EXERCISE REQUIREMENTS — All lines in the data bearing the string "React" should be identified and copied.

★ ★ ★ ★ ★ ★ ★

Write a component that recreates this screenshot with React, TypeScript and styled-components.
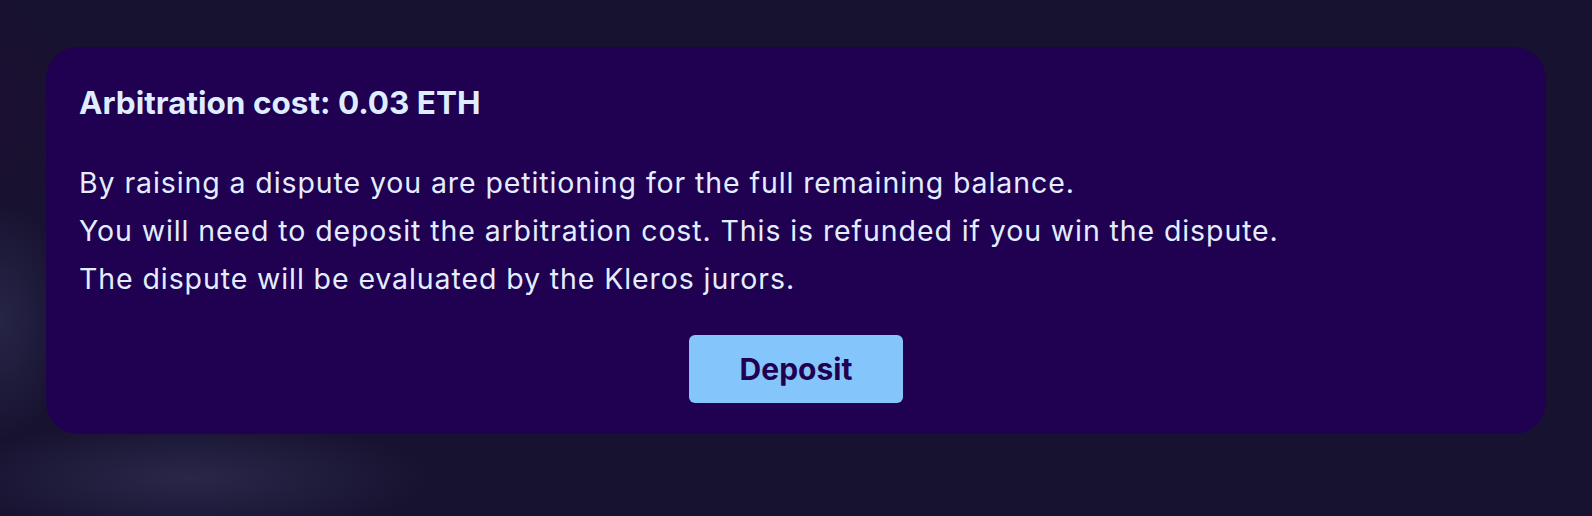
import styled, { createGlobalStyle } from "styled-components";

const GlobalStyle = createGlobalStyle`
  html, body {
    margin: 0;
    padding: 0;
    background-color: #17122f;
  }

  body {
    font-family: Inter, "Noto Sans", sans-serif;
    -webkit-font-smoothing: antialiased;
  }
`;

const Page = styled.div`
  min-height: 516px;
  box-sizing: border-box;
  padding: 47px 46px;
  background-color: #17122f;
  background-image:
    radial-gradient(ellipse 240px 60px at 190px 478px, rgba(46, 44, 80, 0.8), rgba(46, 44, 80, 0) 100%),
    radial-gradient(ellipse 70px 120px at 0px 320px, rgba(46, 46, 82, 0.7), rgba(46, 46, 82, 0) 100%),
    radial-gradient(ellipse 70px 110px at 0px 110px, rgba(30, 14, 50, 0.8), rgba(30, 14, 50, 0) 100%);
`;

const Card = styled.section`
  display: flex;
  flex-direction: column;
  gap: 32px;
  padding: 32px 33px 31px;
  background-color: #200050;
  border-radius: 32px;
  color: #e2eeff;
`;

const Title = styled.h2`
  margin: 0;
  font-size: 31.5px;
  line-height: 48px;
  font-weight: 700;
  color: #deedff;
`;

const Body = styled.div`
  font-size: 28.5px;
  line-height: 48px;
  letter-spacing: 0.9px;
  font-weight: 400;
`;

const Line = styled.p`
  margin: 0;
`;

const DepositButton = styled.button`
  align-self: center;
  width: 214px;
  height: 68px;
  border: none;
  border-radius: 6px;
  background-color: #84c5fb;
  color: #220050;
  font-family: Inter, "Noto Sans", sans-serif;
  font-size: 30px;
  font-weight: 700;
  cursor: pointer;
`;

export default function App() {
  return (
    <>
      <GlobalStyle />
      <Page>
        <Card>
          <Title>Arbitration cost: 0.03 ETH</Title>
          <Body>
            <Line>By raising a dispute you are petitioning for the full remaining balance.</Line>
            <Line>You will need to deposit the arbitration cost. This is refunded if you win the dispute.</Line>
            <Line>The dispute will be evaluated by the Kleros jurors.</Line>
          </Body>
          <DepositButton>Deposit</DepositButton>
        </Card>
      </Page>
    </>
  );
}
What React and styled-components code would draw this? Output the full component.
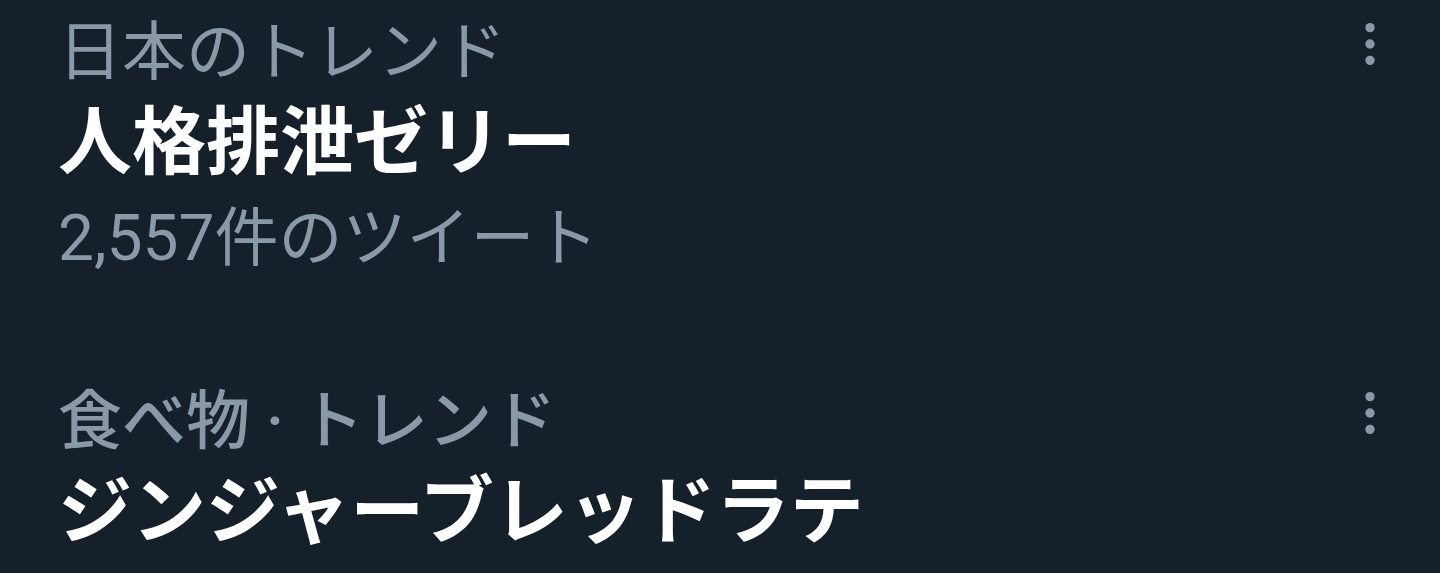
import React from 'react';
import styled, { createGlobalStyle } from 'styled-components';

const GlobalStyle = createGlobalStyle`
  html, body {
    margin: 0;
    padding: 0;
    background: #15202b;
  }
  body {
    font-family: Roboto, "Noto Sans CJK JP", sans-serif;
    -webkit-font-smoothing: antialiased;
  }
`;

const TrendList = styled.section`
  display: flex;
  flex-direction: column;
  gap: 87px;
  padding: 1px 42px 0 58px;
  height: 573px;
  box-sizing: border-box;
  overflow: hidden;
  background: #15202b;
`;

const TrendItem = styled.article`
  display: flex;
  flex-direction: column;
`;

const Category = styled.div`
  display: flex;
  align-items: center;
  justify-content: space-between;
  height: 90px;
  font-size: 64px;
  font-weight: ${(p) => (p.$topical ? 500 : 400)};
  color: #8b98a5;
  white-space: nowrap;
`;

const Title = styled.div`
  line-height: 104px;
  font-size: 74px;
  font-weight: 700;
  color: #ffffff;
  white-space: nowrap;
`;

const Count = styled.div`
  line-height: 88px;
  font-size: 64px;
  color: #8b98a5;
  white-space: nowrap;
`;

const MoreButton = styled.button`
  display: flex;
  align-items: center;
  justify-content: center;
  width: 56px;
  height: 56px;
  margin-top: -4px;
  padding: 0;
  border: none;
  background: transparent;
  color: #8b98a5;
  cursor: pointer;
`;

const MoreIcon = () => (
  <svg width="56" height="56" viewBox="0 0 24 24" fill="currentColor" aria-hidden="true">
    <circle cx="12" cy="5" r="2" />
    <circle cx="12" cy="12" r="2" />
    <circle cx="12" cy="19" r="2" />
  </svg>
);

const trends = [
  { topic: null, label: '日本のトレンド', name: '人格排泄ゼリー', tweets: '2,557件のツイート' },
  { topic: '食べ物', label: 'トレンド', name: 'ジンジャーブレッドラテ', tweets: null },
];

const App = () => {
  return (
    <>
      <GlobalStyle />
      <TrendList>
        {trends.map((t) => (
          <TrendItem key={t.name}>
            <Category $topical={!!t.topic}>
              <span>{t.topic ? `${t.topic} · ${t.label}` : t.label}</span>
              <MoreButton aria-label="その他">
                <MoreIcon />
              </MoreButton>
            </Category>
            <Title>{t.name}</Title>
            {t.tweets && <Count>{t.tweets}</Count>}
          </TrendItem>
        ))}
      </TrendList>
    </>
  );
};

export default App;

★ ★ ★ ★ ★ ★ ★

TASK SOLUTION —
Write a component that recreates this screenshot with React, TypeScript and styled-components.
What React and styled-components code would draw this? Output the full component.
import React from 'react';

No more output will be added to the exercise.